Youcannotbeserious agony auntAll I can say is that life seldom pans out EXACTLY as we envisage. If you put it out there that you will NEVER fall for someone who is/has XYZ, you can almost guarantee the universe will challenge that and show you that life is not that black and white.

IF you are going to move forward with this relationship, you need to do it VERY SLOWLY and VERY CAREFULLY. Also you need to get over the "I will not be the first" attitude. This guy's wife had the "firsts" with him but it still didn't work out in the long run. Often second time around is better because you are older and wiser and appreciate things more. It may he his second time at stuff but it will still be his FIRST time with YOU. If you cannot get past that, then I would say you need to walk away and give up on this man as your insecurity will eventually kill the relationship.

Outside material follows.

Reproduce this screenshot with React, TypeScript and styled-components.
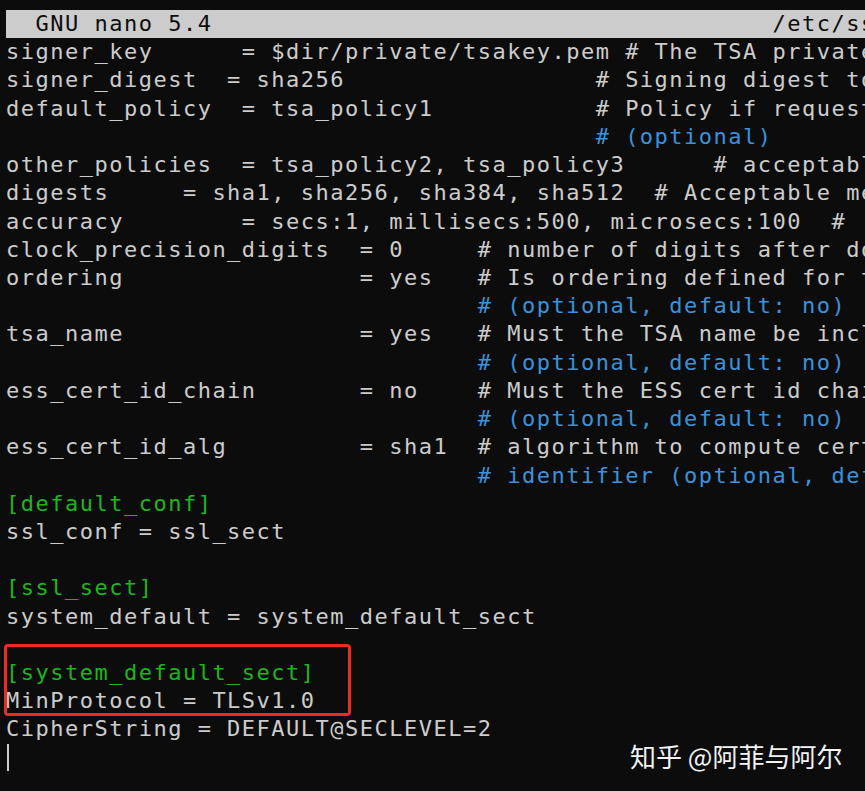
import React from 'react';
import styled, { createGlobalStyle } from 'styled-components';

const CELL = 14.74;
const ROW = 28.22;

const GlobalStyle = createGlobalStyle`
  html, body {
    margin: 0;
    padding: 0;
    background: #0c0c0c;
  }
`;

const Screen = styled.div`
  position: relative;
  width: 865px;
  height: 791px;
  overflow: hidden;
  background: #0c0c0c;
  padding: 10px 0 0 6px;
  box-sizing: border-box;
  font-family: 'DejaVu Sans Mono', 'Liberation Mono', monospace;
  font-size: 22px;
  letter-spacing: ${CELL - 22 * 0.602}px;
  line-height: ${ROW}px;
  color: #cccccc;
`;

const TitleBar = styled.div`
  display: flex;
  width: 900px;
  height: ${ROW}px;
  background: #cccccc;
  color: #0c0c0c;
  white-space: pre;
`;

const TitleName = styled.span`
  width: ${CELL * 52}px;
  flex: none;
`;

const Line = styled.div<{ $tone?: 'plain' | 'comment' | 'section' }>`
  height: ${ROW}px;
  white-space: pre;
  color: ${p =>
    p.$tone === 'comment' ? '#3a92dc' : p.$tone === 'section' ? '#1cb51c' : '#cccccc'};
`;

const Cursor = styled.span`
  display: inline-block;
  width: 2px;
  height: 27px;
  margin-left: 1px;
  vertical-align: top;
  background: #cccccc;
`;

const Highlight = styled.div`
  position: absolute;
  left: 4px;
  top: 644px;
  width: 347px;
  height: 72px;
  box-sizing: border-box;
  border: 3px solid #ee2a24;
  border-radius: 4px;
`;

const Watermark = styled.div`
  position: absolute;
  left: 630px;
  top: 742px;
  font-family: 'Noto Sans CJK SC', 'Noto Sans', sans-serif;
  font-size: 26px;
  line-height: 28px;
  letter-spacing: 0;
  color: #f2f2f2;
  white-space: pre;
`;

type Tone = 'plain' | 'comment' | 'section';

const pad = (s: string, col: number) => s + ' '.repeat(Math.max(1, col - s.length));

const lines: [string, Tone][] = [
  ['signer_key      = $dir/private/tsakey.pem # The TSA private key (optional)', 'plain'],
  [pad('signer_digest  = sha256', 40) + '# Signing digest to use. (Optional)', 'plain'],
  [pad('default_policy  = tsa_policy1', 40) + '# Policy if request did not specify it', 'plain'],
  [' '.repeat(40) + '# (optional)', 'comment'],
  [pad('other_policies  = tsa_policy2, tsa_policy3', 48) + '# acceptable policies (optional)', 'plain'],
  ['digests     = sha1, sha256, sha384, sha512  # Acceptable message digests (mandatory)', 'plain'],
  [pad('accuracy        = secs:1, millisecs:500, microsecs:100', 56) + '# (optional)', 'plain'],
  [pad('clock_precision_digits  = 0', 32) + '# number of digits after dot. (optional)', 'plain'],
  [pad(pad('ordering', 24) + '= yes', 32) + '# Is ordering defined for timestamps?', 'plain'],
  [' '.repeat(32) + '# (optional, default: no)', 'comment'],
  [pad(pad('tsa_name', 24) + '= yes', 32) + '# Must the TSA name be included in the reply?', 'plain'],
  [' '.repeat(32) + '# (optional, default: no)', 'comment'],
  [pad(pad('ess_cert_id_chain', 24) + '= no', 32) + '# Must the ESS cert id chain be included?', 'plain'],
  [' '.repeat(32) + '# (optional, default: no)', 'comment'],
  [pad(pad('ess_cert_id_alg', 24) + '= sha1', 32) + '# algorithm to compute certificate', 'plain'],
  [' '.repeat(32) + '# identifier (optional, default: sha1)', 'comment'],
  ['[default_conf]', 'section'],
  ['ssl_conf = ssl_sect', 'plain'],
  ['', 'plain'],
  ['[ssl_sect]', 'section'],
  ['system_default = system_default_sect', 'plain'],
  ['', 'plain'],
  ['[system_default_sect]', 'section'],
  ['MinProtocol = TLSv1.0', 'plain'],
  ['CipherString = DEFAULT@SECLEVEL=2', 'plain'],
];

const App: React.FC = () => {
  return (
    <>
      <GlobalStyle />
      <Screen>
        <TitleBar>
          <TitleName>{'  GNU nano 5.4'}</TitleName>
          <span>/etc/ssl/openssl.cnf</span>
        </TitleBar>
        {lines.map(([text, tone], i) => (
          <Line key={i} $tone={tone}>
            {text}
          </Line>
        ))}
        <Line>
          <Cursor />
        </Line>
        <Highlight />
        <Watermark>知乎 @阿菲与阿尔</Watermark>
      </Screen>
    </>
  );
};

export default App;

His ex will ALWAYS be part of his life because they will always be parents to the same two children. Whenever anything major happens, he will need to be there. It is to be hoped he will be a hands-on father, which will involve spending as much time as he can with the kids. If you are insecure about this, then, again, you need to let this man go. He comes as a package. He would not be much of a man if he did not put his children at the top of his priority list. (I would not be too concerned about him wanting to tell you about his kids in person rather than by text; that just sounds sensible, given the important of the information which was to be shared.)

If you are wanting children of your own, you also need to find out if he wants more children.

Here's a suggestion. How about you hold off dating until his divorce has been finalised? This will give you time to think things through, get to know him better as a person (contact ok but no dating). Another 6 months down the line, things may look very different again.

You have the rest of your lives. Don't rush things. Good luck.